(archive 'newLISPer)

January 2, 2009

Bits and pieces

Filed under: newLISP — newlisper @ 09:41

Happy new year!

It’s all been a bit quiet round here recently (I write more code these days), but here are a few miscellaneous bits and pieces of newLISP-related stuff.

newLISP version 10 has been released! It’s full of cool things, and it’s quicker (slightly) than version 9.4.5. It’s not 100% compatible with earlier versions, though, so you’d better read the release notes carefully. The transition to version 10 will take some time: this site is (at the time of writing) running on version 9.3, which is two versions ago now. But any transition takes time. Most of the files in downloads have been updated to version 10.

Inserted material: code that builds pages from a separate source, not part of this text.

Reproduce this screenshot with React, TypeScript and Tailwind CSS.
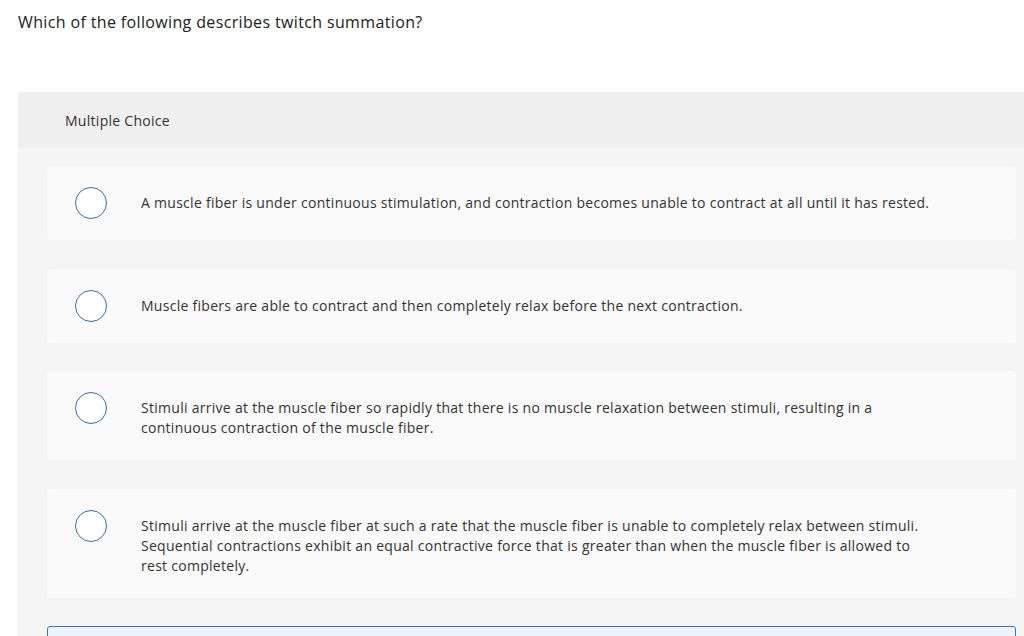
const options = [
  'A muscle fiber is under continuous stimulation, and contraction becomes unable to contract at all until it has rested.',
  'Muscle fibers are able to contract and then completely relax before the next contraction.',
  'Stimuli arrive at the muscle fiber so rapidly that there is no muscle relaxation between stimuli, resulting in a continuous contraction of the muscle fiber.',
  'Stimuli arrive at the muscle fiber at such a rate that the muscle fiber is unable to completely relax between stimuli. Sequential contractions exhibit an equal contractive force that is greater than when the muscle fiber is allowed to rest completely.',
];

function Option({ text }: { text: string }) {
  return (
    <div className="flex items-start rounded-[4px] bg-[#fafafa] pt-[21px] pb-[21px] pl-[28px]">
      <div className="h-[32px] w-[32px] shrink-0 rounded-full border-[1.5px] border-[#3c6ea6] bg-white" />
      <p className="ml-[34px] max-w-[795px] pt-[6px] pb-[1px] text-[14px] leading-[20px] tracking-[0.28px] text-[#333]">
        {text}
      </p>
    </div>
  );
}

export default function App() {
  return (
    <div className="h-[636px] overflow-hidden bg-white font-['Open_Sans',Arial,sans-serif]">
      <h1 className="pl-[18px] pt-[11px] text-[16px] leading-[22px] tracking-[0.36px] text-[#222]">
        Which of the following describes twitch summation?
      </h1>

      <div className="ml-[18px] mt-[59px] bg-[#f5f5f5]">
        <div className="flex h-[56px] items-center bg-[#f0f0f0] pl-[47px] text-[14px] tracking-[0.28px] text-[#333]">
          Multiple Choice
        </div>
        <div className="flex flex-col gap-[28.5px] pl-[29px] pr-[8px] pt-[18px]">
          {options.map((o, i) => (
            <Option key={i} text={o} />
          ))}
          <div className="h-[40px] rounded-t-[3px] border-[1.5px] border-[#3b74b8] bg-[#ebf3fd]" />
        </div>
      </div>
    </div>
  );
}
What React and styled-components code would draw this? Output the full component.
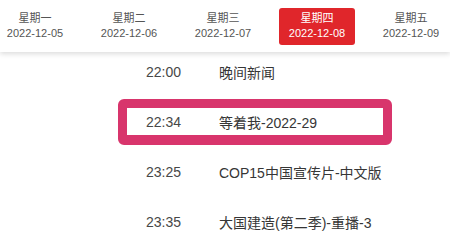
import styled, { createGlobalStyle } from "styled-components";

const GlobalStyle = createGlobalStyle`
  body {
    margin: 0;
    background: #ffffff;
    font-family: "Liberation Sans", "Noto Sans CJK SC", sans-serif;
    overflow: hidden;
  }
`;

const Page = styled.div`
  width: 450px;
  height: 244px;
  overflow: hidden;
  background: #fff;
`;

const DayBar = styled.div`
  position: relative;
  z-index: 1;
  height: 52px;
  background: #fff;
  box-shadow: 0 2px 5px rgba(0, 0, 0, 0.14);
  overflow: hidden;
`;

const DayTrack = styled.div`
  display: flex;
  margin-left: -12px;
  height: 100%;
`;

const Day = styled.div`
  flex: 0 0 94px;
  display: flex;
  align-items: center;
  justify-content: center;
`;

const DayLabel = styled.div`
  width: 76px;
  height: 37px;
  border-radius: 3px;
  display: flex;
  flex-direction: column;
  align-items: center;
  justify-content: center;
  font-size: 11px;
  line-height: 15px;
  color: ${({ $active }) => ($active ? "#fff" : "#555")};
  background: ${({ $active }) => ($active ? "#e0262b" : "transparent")};
`;

const List = styled.div`
  margin: -3px 0 0 118px;
  width: 274px;
  display: flex;
  flex-direction: column;
  gap: 4px;
`;

const Row = styled.div`
  box-sizing: border-box;
  height: 46px;
  display: flex;
  align-items: center;
  padding-left: 19px;
  border: 9px solid ${({ $marked }) => ($marked ? "#d8356c" : "transparent")};
  border-bottom-width: 10px;
  border-radius: 6px;
  font-size: 14px;
`;

const Time = styled.span`
  width: 73px;
  color: #474747;
`;

const Title = styled.span`
  color: #363636;
  white-space: nowrap;
`;

const days = [
  { name: "星期一", date: "2022-12-05" },
  { name: "星期二", date: "2022-12-06" },
  { name: "星期三", date: "2022-12-07" },
  { name: "星期四", date: "2022-12-08", active: true },
  { name: "星期五", date: "2022-12-09" },
];

const shows = [
  { time: "22:00", title: "晚间新闻" },
  { time: "22:34", title: "等着我-2022-29", marked: true },
  { time: "23:25", title: "COP15中国宣传片-中文版" },
  { time: "23:35", title: "大国建造(第二季)-重播-3" },
];

const App = () => {
  return (
    <>
      <GlobalStyle />
      <Page>
        <DayBar>
          <DayTrack>
            {days.map((d) => (
              <Day key={d.date}>
                <DayLabel $active={d.active}>
                  <div>{d.name}</div>
                  <div>{d.date}</div>
                </DayLabel>
              </Day>
            ))}
          </DayTrack>
        </DayBar>
        <List>
          {shows.map((s) => (
            <Row key={s.time} $marked={s.marked}>
              <Time>{s.time}</Time>
              <Title>{s.title}</Title>
            </Row>
          ))}
        </List>
      </Page>
    </>
  );
};

export default App;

I’ve switched off comments on this blog. It’s a pity, because I found my automatic newLISP real-time Bayesian comment-spam eliminator worked really well (about 99.5% effective). But there are still far too many comment spammers looking for somewhere to practise, and I don’t want them to use my disk space or CPU cycles when they do.

Lutz is very kindly hosting the latest iteration of my Introduction to newLISP tutorial. Apart from making changes related to newLISP 10, the only major improvement for this version is the addition of coloured code listings, for which I had to write some translation code: one to display in HTML (the dreaded tag) and one to output text formatted in the TEX-based system I use, called ConTeXt.

For editing newLISP code, I’ve found myself back with BBEdit, the classic text editor for Macs. I’m finding the current version, 9.1, to be very adaptable. In the screen shot below, I’ve just typed the letters “wri”. The completion/clippings system in BBEdit is suggesting I use one of six functions, and gives me the syntax for each one. If I select one of these, I’ll insert the template at the current insertion point – although that requires me to replace the placeholders. It’s very useful for those functions for which I can never remember the order, such as starts-with). Setting it up requires a 10-line newLISP script – let me know if you’d like a copy.

Unfortunately, the 2008 newLISP competition didn’t really take off. My contribution is on the downloads page – mycroft, a simple newLISP code profiler. The HTML and CSS code took me much longer to figure out than the newLISP code!

Finally, a mention for a really cool MacOS application called Espionage. It’s an excellent encryption and security product. I tried it out and the user experience is first class, and the software does a complicated job in real style. I’m hoping to be able to justify buying it (I don’t have many secrets…). Oh, Espionage has no relevance for newLISP that I’m aware of, but I think the author has contributed to the newLISP forums, so he’s a pretty talented guy!